## Begin MATERIAL FOR THE TASK

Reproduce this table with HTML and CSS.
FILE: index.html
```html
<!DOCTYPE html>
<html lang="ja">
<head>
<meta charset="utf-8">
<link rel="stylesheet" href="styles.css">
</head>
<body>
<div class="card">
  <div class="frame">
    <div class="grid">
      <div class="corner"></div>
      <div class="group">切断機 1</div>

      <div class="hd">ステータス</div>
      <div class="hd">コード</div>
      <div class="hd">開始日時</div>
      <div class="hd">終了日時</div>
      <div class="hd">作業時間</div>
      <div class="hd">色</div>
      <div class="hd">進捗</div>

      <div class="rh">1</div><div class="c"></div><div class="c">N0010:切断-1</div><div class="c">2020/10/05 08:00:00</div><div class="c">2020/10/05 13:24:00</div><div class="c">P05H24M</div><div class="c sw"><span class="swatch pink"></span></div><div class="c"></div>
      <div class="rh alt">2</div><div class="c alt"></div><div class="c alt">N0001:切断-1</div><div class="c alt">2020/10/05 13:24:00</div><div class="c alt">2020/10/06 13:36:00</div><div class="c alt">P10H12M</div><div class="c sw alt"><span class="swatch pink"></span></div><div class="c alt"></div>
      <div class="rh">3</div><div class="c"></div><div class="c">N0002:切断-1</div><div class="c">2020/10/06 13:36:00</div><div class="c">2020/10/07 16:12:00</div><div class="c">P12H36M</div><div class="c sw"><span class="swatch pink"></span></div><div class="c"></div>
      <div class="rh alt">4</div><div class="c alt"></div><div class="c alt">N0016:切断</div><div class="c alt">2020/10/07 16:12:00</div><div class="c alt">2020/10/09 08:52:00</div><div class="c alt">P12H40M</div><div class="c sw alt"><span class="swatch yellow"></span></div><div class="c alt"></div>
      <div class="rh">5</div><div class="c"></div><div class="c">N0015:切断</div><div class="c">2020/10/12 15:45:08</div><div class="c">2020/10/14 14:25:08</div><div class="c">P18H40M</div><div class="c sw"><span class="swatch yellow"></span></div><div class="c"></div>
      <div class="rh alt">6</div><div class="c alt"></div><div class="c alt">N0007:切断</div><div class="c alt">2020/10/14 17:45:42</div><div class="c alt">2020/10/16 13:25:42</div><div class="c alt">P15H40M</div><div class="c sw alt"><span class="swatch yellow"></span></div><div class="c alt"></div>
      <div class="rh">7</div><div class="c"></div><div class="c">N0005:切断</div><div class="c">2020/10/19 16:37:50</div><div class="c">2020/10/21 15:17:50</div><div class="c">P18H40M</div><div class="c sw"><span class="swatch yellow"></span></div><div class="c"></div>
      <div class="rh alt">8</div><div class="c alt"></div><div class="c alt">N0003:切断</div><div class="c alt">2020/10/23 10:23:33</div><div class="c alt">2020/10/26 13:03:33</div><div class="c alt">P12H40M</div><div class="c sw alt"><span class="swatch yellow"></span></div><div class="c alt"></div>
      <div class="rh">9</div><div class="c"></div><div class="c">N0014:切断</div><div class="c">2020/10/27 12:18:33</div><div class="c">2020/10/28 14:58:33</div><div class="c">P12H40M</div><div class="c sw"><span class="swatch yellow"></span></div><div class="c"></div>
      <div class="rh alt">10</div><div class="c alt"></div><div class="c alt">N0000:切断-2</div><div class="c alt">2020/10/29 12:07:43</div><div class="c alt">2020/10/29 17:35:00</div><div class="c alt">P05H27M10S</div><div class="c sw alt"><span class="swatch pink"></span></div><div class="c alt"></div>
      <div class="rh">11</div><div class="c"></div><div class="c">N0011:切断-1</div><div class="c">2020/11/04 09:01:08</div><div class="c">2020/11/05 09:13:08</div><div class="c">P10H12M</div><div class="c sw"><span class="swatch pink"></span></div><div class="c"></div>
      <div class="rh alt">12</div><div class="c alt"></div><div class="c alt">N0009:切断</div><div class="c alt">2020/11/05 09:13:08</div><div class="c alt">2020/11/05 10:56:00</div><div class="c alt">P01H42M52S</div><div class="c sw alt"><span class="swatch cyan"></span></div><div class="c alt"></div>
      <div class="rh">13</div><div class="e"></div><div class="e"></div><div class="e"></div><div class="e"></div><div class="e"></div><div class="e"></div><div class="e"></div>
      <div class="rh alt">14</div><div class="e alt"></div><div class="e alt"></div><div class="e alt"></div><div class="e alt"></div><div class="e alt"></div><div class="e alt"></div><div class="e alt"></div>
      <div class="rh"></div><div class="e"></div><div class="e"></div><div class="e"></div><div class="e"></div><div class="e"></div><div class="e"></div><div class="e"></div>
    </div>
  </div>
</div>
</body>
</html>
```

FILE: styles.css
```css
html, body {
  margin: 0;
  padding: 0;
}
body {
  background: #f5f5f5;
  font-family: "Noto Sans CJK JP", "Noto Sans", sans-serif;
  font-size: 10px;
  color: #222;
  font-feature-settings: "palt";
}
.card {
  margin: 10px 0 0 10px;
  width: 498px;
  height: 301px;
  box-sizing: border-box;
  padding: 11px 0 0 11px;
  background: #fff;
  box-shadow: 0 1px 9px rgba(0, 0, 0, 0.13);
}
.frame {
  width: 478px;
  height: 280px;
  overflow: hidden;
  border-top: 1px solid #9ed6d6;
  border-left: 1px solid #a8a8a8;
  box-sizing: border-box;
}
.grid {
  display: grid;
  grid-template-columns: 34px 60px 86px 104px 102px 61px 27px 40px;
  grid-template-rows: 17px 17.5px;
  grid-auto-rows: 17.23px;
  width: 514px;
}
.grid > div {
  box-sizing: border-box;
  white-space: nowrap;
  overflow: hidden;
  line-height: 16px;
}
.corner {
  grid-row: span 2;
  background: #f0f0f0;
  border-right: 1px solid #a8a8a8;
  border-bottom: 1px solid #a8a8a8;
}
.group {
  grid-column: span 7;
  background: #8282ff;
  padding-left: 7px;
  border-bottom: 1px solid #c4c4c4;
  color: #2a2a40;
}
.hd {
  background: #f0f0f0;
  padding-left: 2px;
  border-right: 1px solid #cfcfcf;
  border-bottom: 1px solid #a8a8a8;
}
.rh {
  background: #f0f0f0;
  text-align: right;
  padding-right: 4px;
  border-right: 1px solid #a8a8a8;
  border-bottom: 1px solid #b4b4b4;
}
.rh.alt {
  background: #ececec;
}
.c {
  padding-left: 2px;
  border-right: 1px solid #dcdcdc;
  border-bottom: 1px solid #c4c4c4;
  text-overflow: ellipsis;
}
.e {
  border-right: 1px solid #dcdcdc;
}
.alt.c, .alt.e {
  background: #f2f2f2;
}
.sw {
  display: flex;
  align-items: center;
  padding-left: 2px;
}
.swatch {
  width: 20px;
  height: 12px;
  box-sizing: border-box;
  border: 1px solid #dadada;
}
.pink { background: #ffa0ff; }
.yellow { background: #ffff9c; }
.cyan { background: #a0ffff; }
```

## End MATERIAL FOR THE TASK
## Begin MATERIAL FOR THE TASK

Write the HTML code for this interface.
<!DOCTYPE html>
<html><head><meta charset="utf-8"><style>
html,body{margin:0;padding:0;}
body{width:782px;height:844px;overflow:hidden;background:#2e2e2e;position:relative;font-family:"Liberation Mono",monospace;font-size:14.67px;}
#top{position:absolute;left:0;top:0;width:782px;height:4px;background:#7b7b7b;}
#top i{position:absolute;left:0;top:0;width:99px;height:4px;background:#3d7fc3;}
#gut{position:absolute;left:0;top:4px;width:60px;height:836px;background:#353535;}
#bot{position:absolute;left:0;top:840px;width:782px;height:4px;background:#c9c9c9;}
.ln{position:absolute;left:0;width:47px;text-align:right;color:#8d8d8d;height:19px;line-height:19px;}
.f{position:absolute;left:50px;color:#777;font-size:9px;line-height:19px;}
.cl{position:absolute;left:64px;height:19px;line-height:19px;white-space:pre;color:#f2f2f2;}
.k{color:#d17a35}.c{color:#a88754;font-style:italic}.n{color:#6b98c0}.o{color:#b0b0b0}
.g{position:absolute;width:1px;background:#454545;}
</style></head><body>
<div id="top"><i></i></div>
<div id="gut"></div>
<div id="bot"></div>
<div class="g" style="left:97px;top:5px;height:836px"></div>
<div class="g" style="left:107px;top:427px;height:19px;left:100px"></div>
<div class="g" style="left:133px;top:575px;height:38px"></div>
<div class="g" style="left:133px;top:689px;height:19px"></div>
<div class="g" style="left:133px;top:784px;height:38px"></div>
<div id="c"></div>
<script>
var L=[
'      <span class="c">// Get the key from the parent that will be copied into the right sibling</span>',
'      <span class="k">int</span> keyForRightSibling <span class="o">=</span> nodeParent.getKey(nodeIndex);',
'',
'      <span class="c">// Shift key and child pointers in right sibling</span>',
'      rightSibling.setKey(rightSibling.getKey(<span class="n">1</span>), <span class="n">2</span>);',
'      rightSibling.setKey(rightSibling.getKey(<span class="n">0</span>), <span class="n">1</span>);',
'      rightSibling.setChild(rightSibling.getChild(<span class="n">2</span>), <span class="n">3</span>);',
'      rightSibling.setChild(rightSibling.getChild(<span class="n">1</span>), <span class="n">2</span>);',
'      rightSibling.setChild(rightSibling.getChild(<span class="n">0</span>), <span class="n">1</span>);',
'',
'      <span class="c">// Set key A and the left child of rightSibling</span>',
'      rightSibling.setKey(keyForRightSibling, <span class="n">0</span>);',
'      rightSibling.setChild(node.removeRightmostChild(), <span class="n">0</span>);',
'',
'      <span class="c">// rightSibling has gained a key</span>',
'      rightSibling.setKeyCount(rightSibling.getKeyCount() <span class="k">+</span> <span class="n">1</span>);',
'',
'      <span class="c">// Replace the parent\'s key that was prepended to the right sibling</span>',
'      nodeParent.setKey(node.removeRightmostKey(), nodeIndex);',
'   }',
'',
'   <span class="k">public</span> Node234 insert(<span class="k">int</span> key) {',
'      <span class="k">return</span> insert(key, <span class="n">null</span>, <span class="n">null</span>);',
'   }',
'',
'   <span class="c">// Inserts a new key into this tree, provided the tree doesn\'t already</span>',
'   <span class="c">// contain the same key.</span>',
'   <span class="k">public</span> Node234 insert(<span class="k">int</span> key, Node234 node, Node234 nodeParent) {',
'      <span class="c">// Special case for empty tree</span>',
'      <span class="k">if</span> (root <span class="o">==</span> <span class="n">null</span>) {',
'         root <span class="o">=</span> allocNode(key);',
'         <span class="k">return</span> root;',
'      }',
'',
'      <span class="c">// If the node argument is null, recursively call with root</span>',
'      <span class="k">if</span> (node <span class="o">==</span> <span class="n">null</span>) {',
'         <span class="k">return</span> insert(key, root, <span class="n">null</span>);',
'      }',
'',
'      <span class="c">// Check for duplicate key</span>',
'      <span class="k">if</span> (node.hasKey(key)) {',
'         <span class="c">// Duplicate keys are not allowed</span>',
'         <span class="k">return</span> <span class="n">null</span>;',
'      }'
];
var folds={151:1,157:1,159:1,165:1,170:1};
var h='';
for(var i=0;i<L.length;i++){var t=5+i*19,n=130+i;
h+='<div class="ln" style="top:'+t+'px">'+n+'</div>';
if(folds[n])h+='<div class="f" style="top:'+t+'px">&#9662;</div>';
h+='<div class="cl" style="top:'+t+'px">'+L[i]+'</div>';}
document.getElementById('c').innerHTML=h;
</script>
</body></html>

## End MATERIAL FOR THE TASK

## WRITTEN PROBLEM
Give only a number: how many lines of the data hold the string "with"?

## TASK RESPONSE
2